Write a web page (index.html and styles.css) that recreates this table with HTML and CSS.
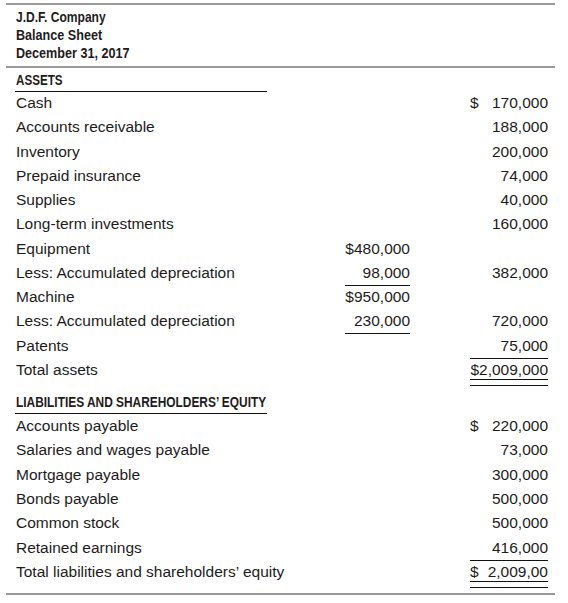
FILE: index.html
```html
<!DOCTYPE html>
<html lang="en">
<head>
<meta charset="utf-8">
<title>J.D.F. Company Balance Sheet</title>
<link rel="stylesheet" href="styles.css">
</head>
<body>
<div class="sheet">
  <header class="title">
    <div><span class="cond c-company">J.D.F. Company</span></div>
    <div><span class="cond c-bs">Balance Sheet</span></div>
    <div><span class="cond c-date">December 31, 2017</span></div>
  </header>

  <section class="section assets">
    <h2 class="sec-head"><span class="cond c-assets">ASSETS</span></h2>
    <div class="rows">
      <div class="row"><span class="label">Cash</span><span class="mid"></span><span class="amt cur"><span>$</span><span>170,000</span></span></div>
      <div class="row"><span class="label">Accounts receivable</span><span class="mid"></span><span class="amt">188,000</span></div>
      <div class="row"><span class="label">Inventory</span><span class="mid"></span><span class="amt">200,000</span></div>
      <div class="row"><span class="label">Prepaid insurance</span><span class="mid"></span><span class="amt">74,000</span></div>
      <div class="row"><span class="label">Supplies</span><span class="mid"></span><span class="amt">40,000</span></div>
      <div class="row"><span class="label">Long-term investments</span><span class="mid"></span><span class="amt">160,000</span></div>
      <div class="row"><span class="label">Equipment</span><span class="mid">$480,000</span><span class="amt"></span></div>
      <div class="row"><span class="label">Less: Accumulated depreciation</span><span class="mid"><span class="ul">98,000</span></span><span class="amt">382,000</span></div>
      <div class="row"><span class="label">Machine</span><span class="mid">$950,000</span><span class="amt"></span></div>
      <div class="row"><span class="label">Less: Accumulated depreciation</span><span class="mid"><span class="ul">230,000</span></span><span class="amt">720,000</span></div>
      <div class="row"><span class="label">Patents</span><span class="mid"></span><span class="amt"><span class="ul">75,000</span></span></div>
      <div class="row"><span class="label">Total assets</span><span class="mid"></span><span class="amt"><span class="dbl"><span class="dbl-in">$2,009,000</span></span></span></div>
    </div>
  </section>

  <section class="section liab">
    <h2 class="sec-head"><span class="cond c-liab">LIABILITIES AND SHAREHOLDERS’ EQUITY</span></h2>
    <div class="rows">
      <div class="row"><span class="label">Accounts payable</span><span class="mid"></span><span class="amt cur"><span>$</span><span>220,000</span></span></div>
      <div class="row"><span class="label">Salaries and wages payable</span><span class="mid"></span><span class="amt">73,000</span></div>
      <div class="row"><span class="label">Mortgage payable</span><span class="mid"></span><span class="amt">300,000</span></div>
      <div class="row"><span class="label">Bonds payable</span><span class="mid"></span><span class="amt">500,000</span></div>
      <div class="row"><span class="label">Common stock</span><span class="mid"></span><span class="amt">500,000</span></div>
      <div class="row"><span class="label">Retained earnings</span><span class="mid"></span><span class="amt"><span class="ul">416,000</span></span></div>
      <div class="row"><span class="label">Total liabilities and shareholders’ equity</span><span class="mid"></span><span class="amt"><span class="dbl"><span class="dbl-in cur"><span>$</span><span>2,009,00</span></span></span></span></div>
    </div>
  </section>
</div>
</body>
</html>
```

FILE: styles.css
```css
* { box-sizing: border-box; }

html, body {
  margin: 0;
  padding: 0;
  background: #ffffff;
}

body {
  font-family: "Liberation Sans", Arial, sans-serif;
  font-size: 15.5px;
  color: #1e1b1c;
}

.sheet {
  margin: 3px 0 0 6px;
  width: 549px;
  border-top: 2px solid #9a9a9a;
  border-bottom: 2px solid #9a9a9a;
  padding-bottom: 5.8px;
}

.title {
  padding: 3px 0 4px 10px;
  border-bottom: 2px solid #9a9a9a;
  font-weight: bold;
  font-size: 14px;
  line-height: 18px;
  white-space: nowrap;
}

.cond {
  display: inline-block;
  transform-origin: left center;
  white-space: nowrap;
}
.c-company { transform: scaleX(0.86); }
.c-bs { transform: scaleX(0.9); }
.c-date { transform: scaleX(0.9); }
.c-assets { transform: scaleX(0.83); }
.c-liab { transform: scaleX(0.85); }

.sec-head {
  margin: 0 0 0 9px;
  width: 252px;
  padding: 0 0 2px 1px;
  border-bottom: 1px solid #111;
  font-weight: bold;
  font-size: 14px;
  line-height: 18px;
  white-space: nowrap;
}

.assets .sec-head { margin-top: 3px; }
.liab .sec-head { margin-top: 7.8px; }

.rows {
  padding: 0 7px 0 10px;
}
.assets .rows { padding-top: 2px; }
.liab .rows { padding-top: 3.2px; }

.row {
  display: grid;
  grid-template-columns: 1fr 65px 78px;
  column-gap: 60px;
  height: 24.27px;
  line-height: 18px;
  white-space: nowrap;
}

.mid, .amt {
  text-align: right;
}

.cur {
  display: flex;
  justify-content: space-between;
}

.ul {
  display: block;
  border-bottom: 1px solid #111;
  padding-bottom: 3px;
}

.dbl {
  display: block;
  border-bottom: 1px solid #111;
  padding-bottom: 5px;
}

.dbl-in {
  display: block;
  border-bottom: 1px solid #111;
}
.dbl-in.cur { display: flex; }
```
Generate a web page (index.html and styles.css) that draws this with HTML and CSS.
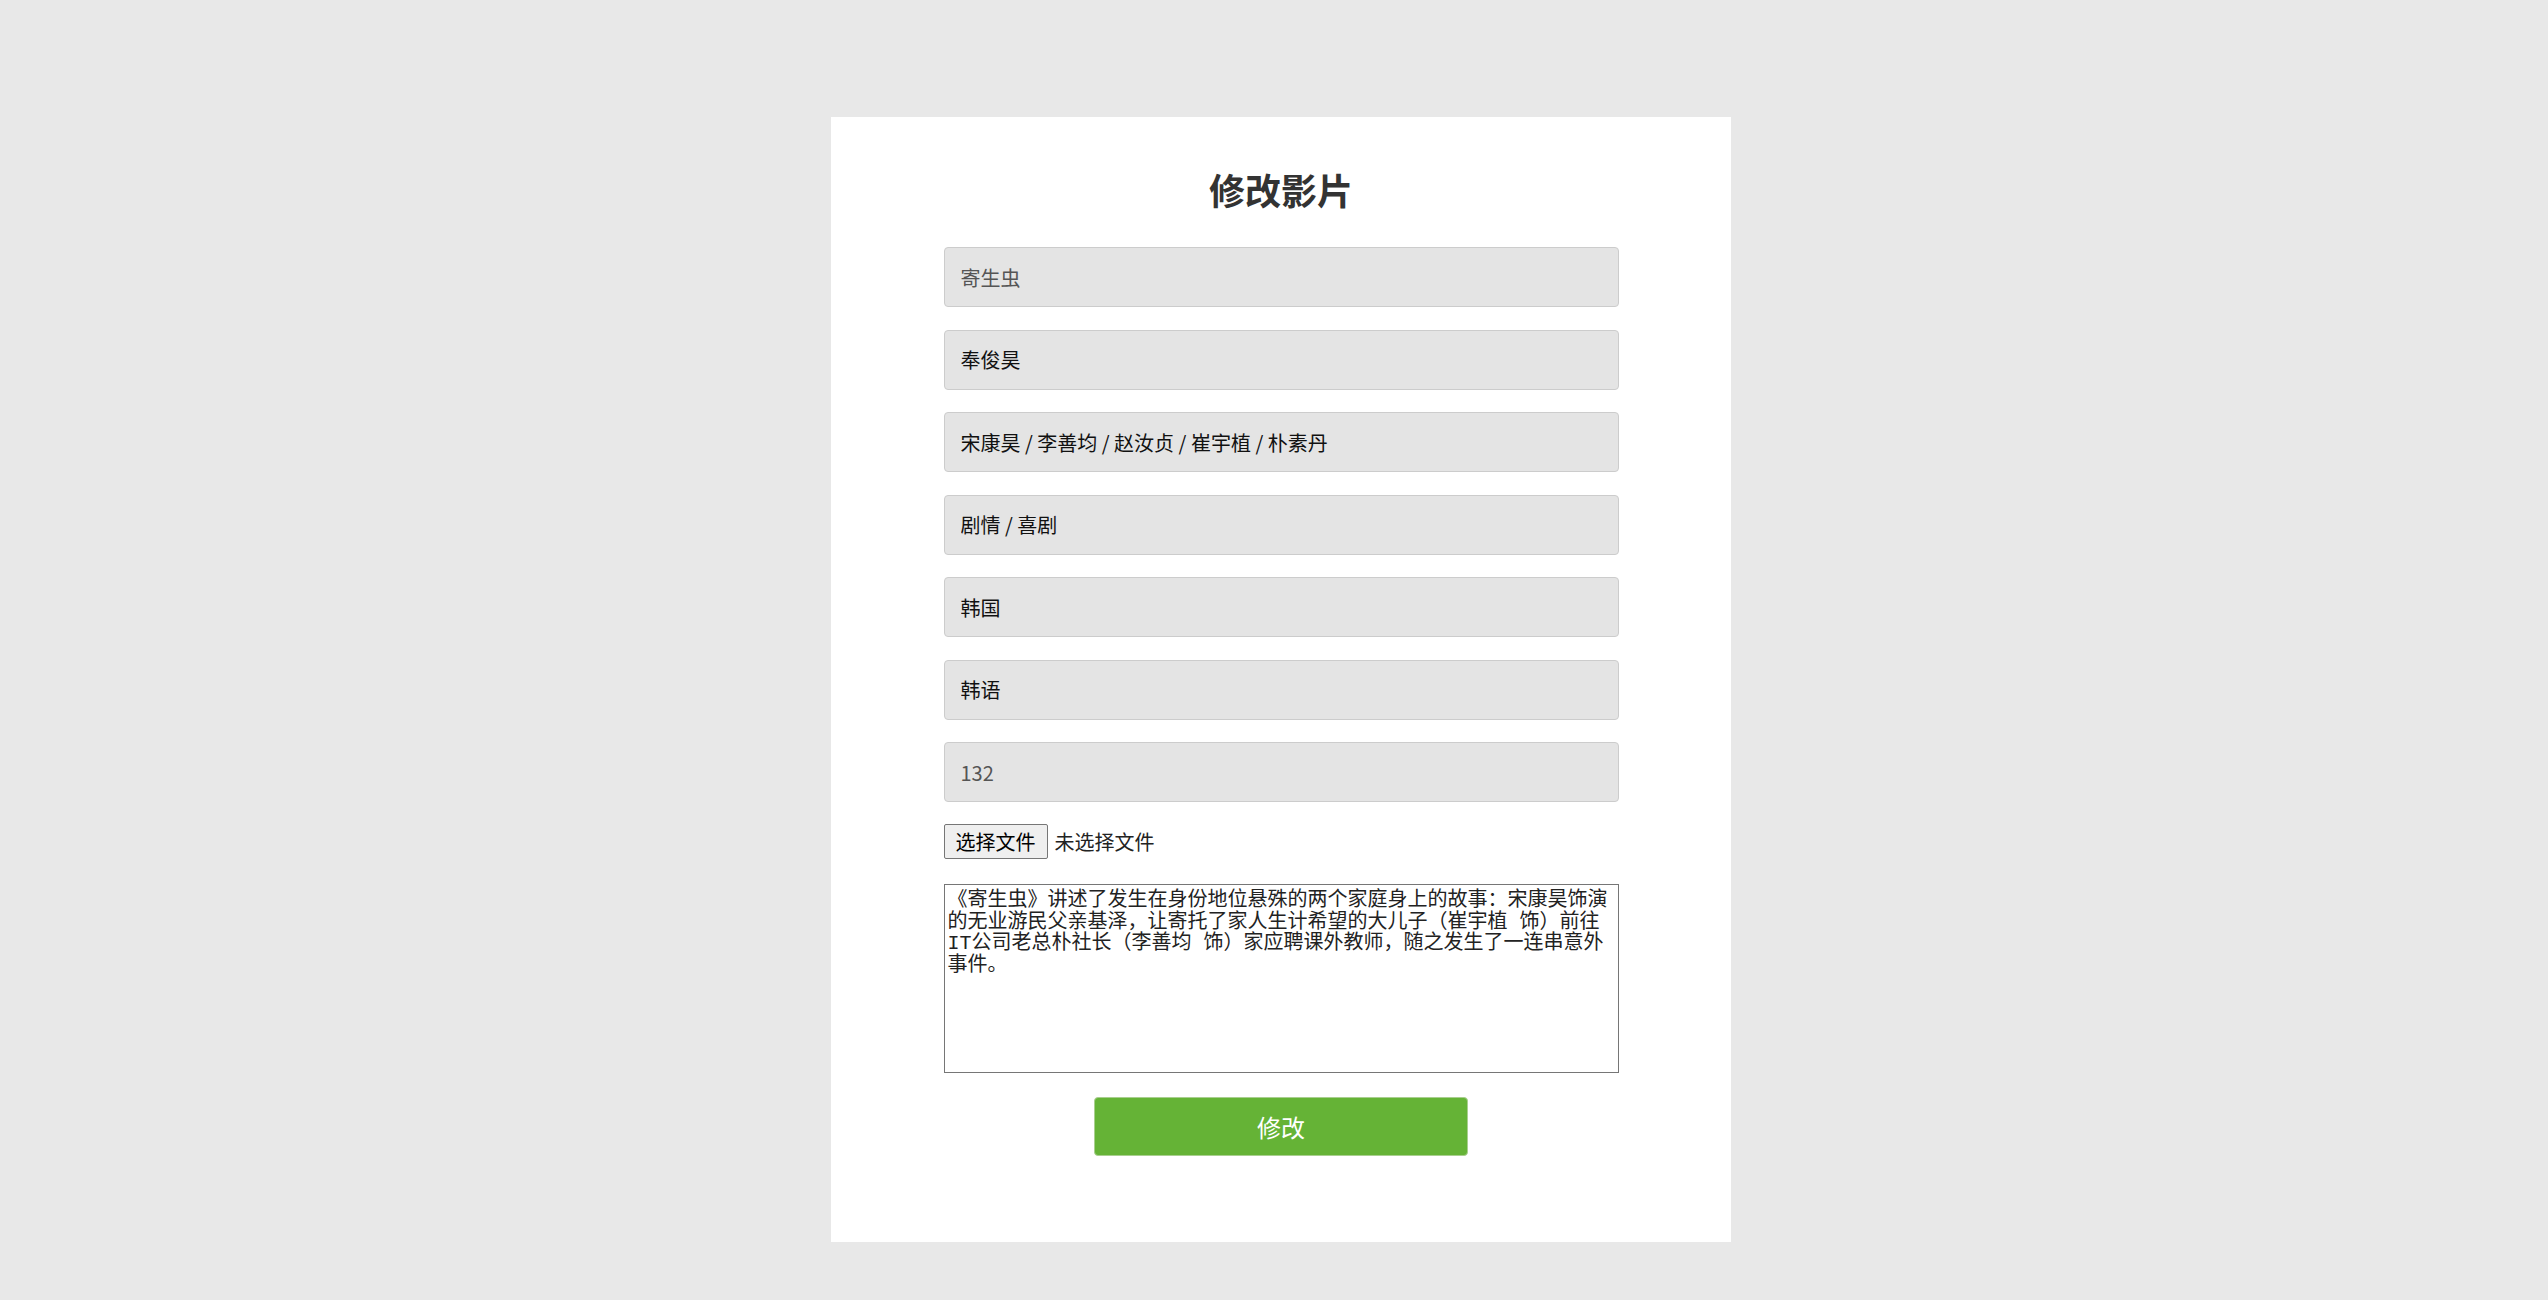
FILE: index.html
```html
<!DOCTYPE html>
<html lang="zh-CN">
<head>
<meta charset="utf-8">
<title>修改影片</title>
<link rel="stylesheet" href="styles.css">
</head>
<body>
<div class="card">
  <h1 class="title">修改影片</h1>
  <form class="form">
    <input class="field muted" type="text" value="寄生虫">
    <input class="field" type="text" value="奉俊昊">
    <input class="field" type="text" value="宋康昊 / 李善均 / 赵汝贞 / 崔宇植 / 朴素丹">
    <input class="field" type="text" value="剧情 / 喜剧">
    <input class="field" type="text" value="韩国">
    <input class="field" type="text" value="韩语">
    <input class="field muted" type="text" value="132">
    <div class="file-row">
      <button class="file-btn" type="button">选择文件</button>
      <span class="file-name">未选择文件</span>
    </div>
    <textarea class="desc">《寄生虫》讲述了发生在身份地位悬殊的两个家庭身上的故事：宋康昊饰演的无业游民父亲基泽，让寄托了家人生计希望的大儿子（崔宇植 饰）前往IT公司老总朴社长（李善均 饰）家应聘课外教师，随之发生了一连串意外事件。</textarea>
    <button class="submit" type="button">修改</button>
  </form>
</div>
</body>
</html>
```

FILE: styles.css
```css
html, body {
  margin: 0;
  padding: 0;
}

body {
  background: #e8e8e8;
  font-family: "Noto Sans CJK SC", "Noto Sans", sans-serif;
  height: 1300px;
  overflow: hidden;
  padding-left: 14px;
  box-sizing: border-box;
}

.card {
  width: 900px;
  height: 1125px;
  box-sizing: border-box;
  margin: 117px auto 0;
  background: #ffffff;
  padding-top: 45px;
}

.title {
  margin: 0 0 31px;
  font-size: 36px;
  line-height: 54px;
  font-weight: 700;
  color: #333333;
  text-align: center;
}

.form {
  width: 675px;
  margin: 0 auto;
  display: flex;
  flex-direction: column;
}

.field {
  display: block;
  width: 100%;
  height: 60px;
  box-sizing: border-box;
  margin: 0 0 22.5px;
  padding: 0 16px;
  border: 1px solid #cccccc;
  border-radius: 4px;
  background: #e4e4e4;
  font-family: "Noto Sans CJK SC", "Noto Sans", sans-serif;
  font-size: 20px;
  color: #111111;
  outline: none;
}

.field.muted {
  color: #555555;
}

.file-row {
  display: flex;
  align-items: center;
  gap: 7px;
  height: 35px;
  margin-top: -0.5px;
}

.file-btn {
  height: 35px;
  box-sizing: border-box;
  padding: 0 11px;
  border: 1px solid #767676;
  border-radius: 2px;
  background: #efefef;
  font-family: "Noto Sans CJK SC", "Noto Sans", sans-serif;
  font-size: 20px;
  line-height: 1;
  color: #000000;
}

.file-name {
  font-size: 20px;
  color: #222222;
}

.desc {
  display: block;
  width: 100%;
  height: 189px;
  box-sizing: border-box;
  margin-top: 25px;
  padding: 5px 3px 3px;
  border: 1px solid #767676;
  border-radius: 0;
  font-family: "Liberation Mono", "Noto Sans CJK SC", monospace;
  font-size: 20px;
  line-height: 21.7px;
  color: #222222;
  background: #ffffff;
  resize: none;
  outline: none;
}

.submit {
  display: block;
  align-self: center;
  width: 374px;
  height: 59px;
  margin-top: 24px;
  border: 1px solid #a9cf8f;
  border-radius: 4px;
  background: #65b336;
  color: #ffffff;
  font-family: "Noto Sans CJK SC", "Noto Sans", sans-serif;
  font-size: 24px;
  line-height: 1;
}
```
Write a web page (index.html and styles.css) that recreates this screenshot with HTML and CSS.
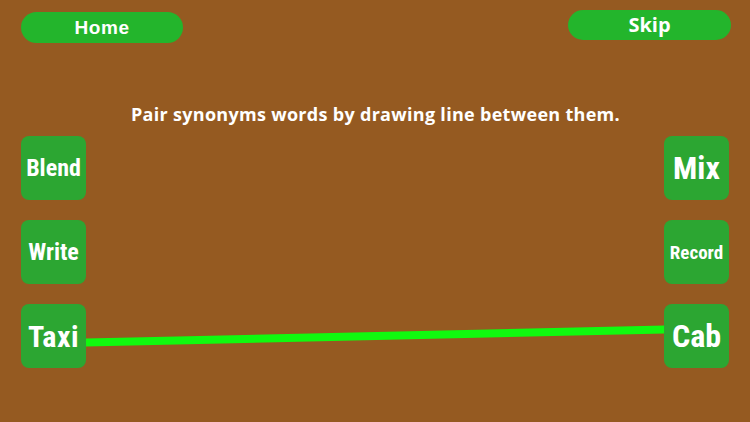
FILE: index.html
```html
<!DOCTYPE html>
<html>
<head>
<meta charset="utf-8">
<link rel="stylesheet" href="styles.css">
</head>
<body>
<div class="screen">
  <header class="topbar">
    <button class="pill pill-home">Home</button>
    <button class="pill pill-skip">Skip</button>
  </header>
  <p class="instruction">Pair synonyms words by drawing line between them.</p>
  <main class="board">
    <div class="column">
      <div class="card"><span class="w-blend">Blend</span></div>
      <div class="card"><span class="w-write">Write</span></div>
      <div class="card"><span class="w-taxi">Taxi</span></div>
    </div>
    <div class="column">
      <div class="card"><span class="w-mix">Mix</span></div>
      <div class="card"><span class="w-record">Record</span></div>
      <div class="card"><span class="w-cab">Cab</span></div>
    </div>
    <svg class="links" width="750" height="422" viewBox="0 0 750 422">
      <line x1="86" y1="342.5" x2="665" y2="329.5" stroke="#11f90f" stroke-width="8"/>
    </svg>
  </main>
</div>
</body>
</html>
```

FILE: styles.css
```css
html, body {
  margin: 0;
  padding: 0;
}
body {
  background: #955a21;
  width: 750px;
  height: 422px;
  overflow: hidden;
}
.screen {
  position: relative;
  width: 750px;
  height: 422px;
  display: flex;
  flex-direction: column;
}
.topbar {
  display: flex;
  justify-content: space-between;
  align-items: flex-start;
  padding: 10px 19px 0 21px;
}
.pill {
  border: none;
  background: #23b52c;
  color: #fff;
  border-radius: 16px;
  height: 31px;
  width: 162px;
  padding: 0;
  cursor: pointer;
}
.pill-home {
  margin-top: 2px;
  font-family: "Liberation Sans", Arial, sans-serif;
  font-weight: bold;
  font-size: 19px;
  letter-spacing: 0.6px;
  line-height: 31px;
}
.pill-skip {
  height: 30px;
  width: 163px;
  font-family: "Open Sans", sans-serif;
  font-weight: 700;
  font-size: 20px;
  line-height: 28px;
}
.instruction {
  margin: 60px 0 0 0;
  text-align: center;
  color: #fff;
  font-family: "Open Sans", sans-serif;
  font-weight: 700;
  font-size: 18px;
  letter-spacing: 0.3px;
  line-height: 22px;
  padding-left: 1px;
}
.board {
  display: flex;
  justify-content: space-between;
  padding: 11px 21px 0 21px;
}
.column {
  display: flex;
  flex-direction: column;
  gap: 20px;
  position: relative;
  z-index: 1;
}
.card {
  width: 65px;
  height: 64px;
  background: #2ca632;
  border-radius: 8px;
  display: flex;
  align-items: center;
  justify-content: center;
  color: #fff;
  font-family: "Roboto Condensed", "DejaVu Sans Condensed", sans-serif;
  font-weight: bold;
  white-space: nowrap;
}
.links {
  position: absolute;
  left: 0;
  top: 0;
  z-index: 0;
}
.w-blend { font-size: 24px; }
.w-write { font-size: 24px; }
.w-taxi { font-size: 30px; letter-spacing: 0.5px; }
.w-mix { font-size: 32px; }
.w-record { font-size: 19px; }
.w-cab { font-size: 32px; }
```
============
Problem to solve
Say how many lines of the data include the word "that". Nothing other than the number should be given.

Task solution
3